Sunday, April 26, 2015

New EMC++ Excerpt Now Online

We've just put a new excerpt from Effective Modern C++ online. This time it's
  • Item 41: Consider pass by value for copyable parameters that are cheap to move and always copied.
It's available at the same place as all the other Items we've put up, namely here.

This Item grew out of my concern that move semantics is causing pass by value to lose its traditional reputation of being unreasonably expensive for user-defined types. More and more, I see coding examples from "thought leaders" (i.e., people who write articles or books or who give presentations at conferences, etc. -- you know, people like me :-}) where common types (e.g., std::vector, std::string, std::unique_ptr) are passed by value with nary a second thought. This worries me. I think it's a bad habit to get into. I blogged about why I think this is a particularly unjustifiable practice for move-only types like std::unique_ptr  here, and the ensuing comment stream makes for interesting reading, IMO.

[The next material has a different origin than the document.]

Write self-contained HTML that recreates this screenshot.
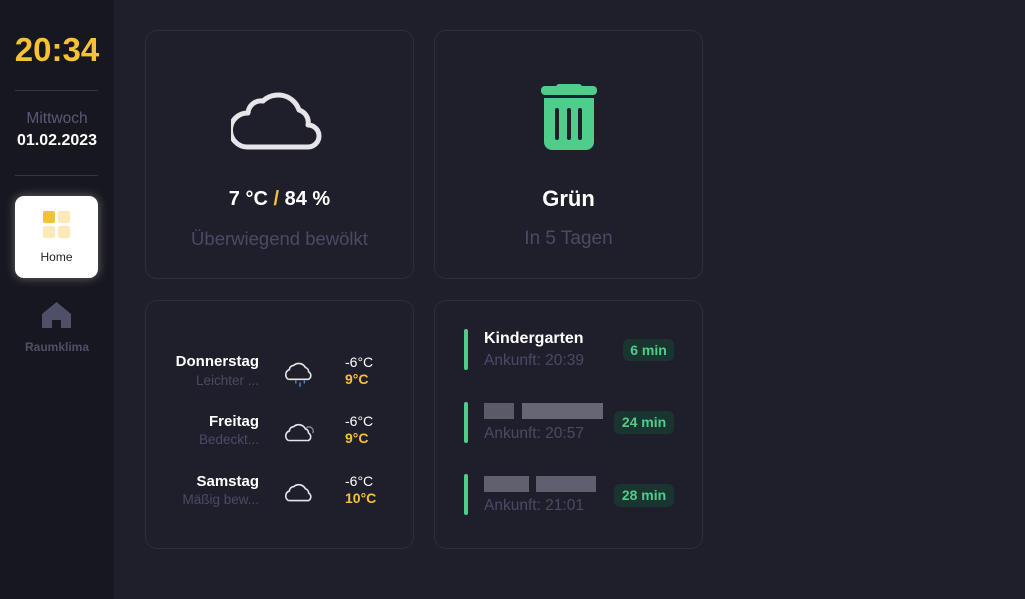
<!DOCTYPE html>
<html><head><meta charset="utf-8"><style>
*{margin:0;padding:0;box-sizing:border-box}
body{width:1025px;height:599px;background:#1f1f2b;font-family:"Liberation Sans",sans-serif;position:relative;overflow:hidden}
.side{position:absolute;left:0;top:0;width:114px;height:599px;background:#17171f}
.abs{position:absolute}
.card{position:absolute;border:1px solid #2c2c3b;border-radius:12px;background:#1f1f2b}
.c{text-align:center}
</style></head><body>
<div class="side">
  <div class="abs c" style="left:0;width:114px;top:31px;font-size:33px;font-weight:bold;color:#f6c234">20:34</div>
  <div class="abs" style="left:15px;width:83px;top:90px;height:1px;background:#33334a"></div>
  <div class="abs c" style="left:0;width:114px;top:110px;font-size:15.5px;color:#5a5a78">Mittwoch</div>
  <div class="abs c" style="left:0;width:114px;top:132px;font-size:16px;font-weight:bold;color:#fff">01.02.2023</div>
  <div class="abs" style="left:15px;width:83px;top:175px;height:1px;background:#33334a"></div>
  <div class="abs" style="left:15px;top:196px;width:83px;height:82px;background:#fff;border-radius:9px;box-shadow:0 0 10px rgba(255,255,255,.35)">
    <div class="abs" style="left:28px;top:15px;width:12px;height:12px;background:#f6c234;border-radius:2px"></div>
    <div class="abs" style="left:43px;top:15px;width:12px;height:12px;background:#fde9b8;border-radius:2px"></div>
    <div class="abs" style="left:28px;top:30px;width:12px;height:12px;background:#fde9b8;border-radius:2px"></div>
    <div class="abs" style="left:43px;top:30px;width:12px;height:12px;background:#fde9b8;border-radius:2px"></div>
    <div class="abs c" style="left:0;width:83px;top:54px;font-size:12px;color:#222">Home</div>
  </div>
  <svg class="abs" style="left:42px;top:302px" width="29" height="26" viewBox="0 0 29 26"><path d="M14.5 0 L29 12 V26 H19 V18 H10 V26 H0 V12 Z" fill="#4f4f68"/></svg>
  <div class="abs c" style="left:0;width:114px;top:340px;font-size:12px;font-weight:bold;color:#4f4f68">Raumklima</div>
</div>

<div class="card" style="left:145px;top:30px;width:269px;height:249px">
  <svg class="abs" style="left:85px;top:58px" width="92" height="62" viewBox="0 0 92 62"><path d="M16 58 H77 A11 11 0 0 0 77 36 A13 13 0 0 0 68 21 A22 22 0 0 0 32 12 A13 13 0 0 0 17 24 A17 17 0 0 0 16 58 Z" fill="none" stroke="#e6e6ea" stroke-width="5" stroke-linejoin="round"/></svg>
  <div class="abs c" style="left:0;width:267px;top:157px;font-size:20px;font-weight:bold;color:#fff">7 °C <span style="color:#f6c234">/</span> 84 %</div>
  <div class="abs c" style="left:0;width:267px;top:197px;font-size:18.5px;color:#4a4a66">Überwiegend bewölkt</div>
</div>

<div class="card" style="left:434px;top:30px;width:269px;height:249px">
  <svg class="abs" style="left:105px;top:53px" width="58" height="67" viewBox="0 0 58 67"><rect x="1" y="2" width="56" height="9" rx="4" fill="#4fcd8a"/><rect x="16" y="0" width="26" height="6" rx="3" fill="#4fcd8a"/><path d="M4 14 H54 V58 A8 8 0 0 1 46 66 H12 A8 8 0 0 1 4 58 Z" fill="#4fcd8a"/><rect x="15" y="24" width="4" height="32" rx="2" fill="#1f1f2b"/><rect x="27" y="24" width="4" height="32" rx="2" fill="#1f1f2b"/><rect x="38" y="24" width="4" height="32" rx="2" fill="#1f1f2b"/></svg>
  <div class="abs c" style="left:0;width:267px;top:155px;font-size:22px;font-weight:bold;color:#fff">Grün</div>
  <div class="abs c" style="left:0;width:267px;top:197px;font-size:19px;color:#4a4a66">In 5 Tagen</div>
</div>

<div class="card" style="left:145px;top:300px;width:269px;height:249px">
  <div class="abs" style="right:154px;top:52px;font-size:15px;font-weight:bold;color:#fff;text-align:right">Donnerstag</div>
  <div class="abs" style="right:154px;top:72px;font-size:13.5px;color:#4a4a66;text-align:right">Leichter ...</div>
  <div class="abs" style="right:154px;top:112px;font-size:15px;font-weight:bold;color:#fff;text-align:right">Freitag</div>
  <div class="abs" style="right:154px;top:131px;font-size:13.5px;color:#4a4a66;text-align:right">Bedeckt...</div>
  <div class="abs" style="right:154px;top:172px;font-size:15px;font-weight:bold;color:#fff;text-align:right">Samstag</div>
  <div class="abs" style="right:154px;top:191px;font-size:13.5px;color:#4a4a66;text-align:right">Mäßig bew...</div>
  <svg class="abs" style="left:137px;top:60px" width="32" height="28" viewBox="0 0 30 26"><path d="M5 17 H24 A4 4 0 0 0 24 10 A4 4 0 0 0 21 6 A7 7 0 0 0 10 4 A4 4 0 0 0 6 8 A5 5 0 0 0 5 17" fill="none" stroke="#e6e6ea" stroke-width="1.5"/><path d="M12 18v3M16 20v4M20 18v3" stroke="#4a8ccc" stroke-width="1.3"/></svg>
  <svg class="abs" style="left:137px;top:118px" width="34" height="26" viewBox="0 0 32 24"><path d="M22 8 A4 4 0 0 1 28 13" fill="none" stroke="#888" stroke-width="1.3"/><path d="M5 20 H24 A4 4 0 0 0 24 13 A4 4 0 0 0 21 9 A7 7 0 0 0 10 7 A4 4 0 0 0 6 11 A5 5 0 0 0 5 20" fill="none" stroke="#e6e6ea" stroke-width="1.5"/></svg>
  <svg class="abs" style="left:137px;top:178px" width="32" height="26" viewBox="0 0 30 24"><path d="M5 20 H24 A4 4 0 0 0 24 13 A4 4 0 0 0 21 9 A7 7 0 0 0 10 7 A4 4 0 0 0 6 11 A5 5 0 0 0 5 20" fill="none" stroke="#e6e6ea" stroke-width="1.5"/></svg>
  <div class="abs" style="left:199px;top:53px;font-size:14px;color:#fff">-6°C</div>
  <div class="abs" style="left:199px;top:70px;font-size:14px;font-weight:bold;color:#f6c234">9°C</div>
  <div class="abs" style="left:199px;top:112px;font-size:14px;color:#fff">-6°C</div>
  <div class="abs" style="left:199px;top:129px;font-size:14px;font-weight:bold;color:#f6c234">9°C</div>
  <div class="abs" style="left:199px;top:172px;font-size:14px;color:#fff">-6°C</div>
  <div class="abs" style="left:199px;top:189px;font-size:14px;font-weight:bold;color:#f6c234">10°C</div>
</div>

<div class="card" style="left:434px;top:300px;width:269px;height:249px">
  <div class="abs" style="left:29px;top:28px;width:4px;height:41px;background:#4fcd8a;border-radius:2px"></div>
  <div class="abs" style="left:49px;top:29px;font-size:16px;font-weight:bold;color:#fff">Kindergarten</div>
  <div class="abs" style="left:49px;top:51px;font-size:15.5px;color:#4a4a66">Ankunft: 20:39</div>
  <div class="abs" style="left:188px;top:38px;width:51px;height:22px;background:#1a3430;border-radius:6px;color:#4fcd8a;font-size:14px;font-weight:bold;text-align:center;line-height:22px">6 min</div>

  <div class="abs" style="left:29px;top:101px;width:4px;height:41px;background:#4fcd8a;border-radius:2px"></div>
  <div class="abs" style="left:49px;top:102px;width:119px;height:16px;background:linear-gradient(90deg,#6a6a78 0 30px,transparent 30px 38px,#777786 38px);opacity:.8"></div>
  <div class="abs" style="left:49px;top:124px;font-size:15.5px;color:#4a4a66">Ankunft: 20:57</div>
  <div class="abs" style="left:179px;top:110px;width:60px;height:23px;background:#1a3430;border-radius:6px;color:#4fcd8a;font-size:14px;font-weight:bold;text-align:center;line-height:23px">24 min</div>

  <div class="abs" style="left:29px;top:173px;width:4px;height:41px;background:#4fcd8a;border-radius:2px"></div>
  <div class="abs" style="left:49px;top:175px;width:112px;height:16px;background:linear-gradient(90deg,#707080 0 45px,transparent 45px 52px,#6f7080 52px);opacity:.8"></div>
  <div class="abs" style="left:49px;top:196px;font-size:15.5px;color:#4a4a66">Ankunft: 21:01</div>
  <div class="abs" style="left:179px;top:183px;width:60px;height:23px;background:#1a3430;border-radius:6px;color:#4fcd8a;font-size:14px;font-weight:bold;text-align:center;line-height:23px">28 min</div>
</div>
</body></html>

What I really object to isn't the practice itself, but the risk that people will employ it without being aware of its consequences. I also worry about people taking an idea that can be reasonable under fairly constrained circumstances and overly generalizing it. In my view, pass by value is a strategy that should typically be considered only if (1) you have a parameter whose type is copyable (i.e., isn't a move-only type), (2) its move operations are cheap, and (3) the parameter will be unconditionally copied. Even then, I argue that you should only consider the use of pass by value, because even if all three criteria are fulfilled, there are still situations where it can incur a significant performance penalty.

I hope you find this latest excerpt from the book interesting and useful. I also hope you enjoy my finding a way to work allusions to both Mary Poppins and Jabberwocky into a single Item. I haven't checked, but I'd like to think I'm the only author who's found a reason to use supercalifragilisticexpialidocious in a book on C++.


Wednesday, April 22, 2015

The Time Needed to Write Effective Modern C++

Initial cover design.
Nobody asked me about the writing of Effective Modern C++ (EMC++), but I wanted to talk about it a little, so here we go.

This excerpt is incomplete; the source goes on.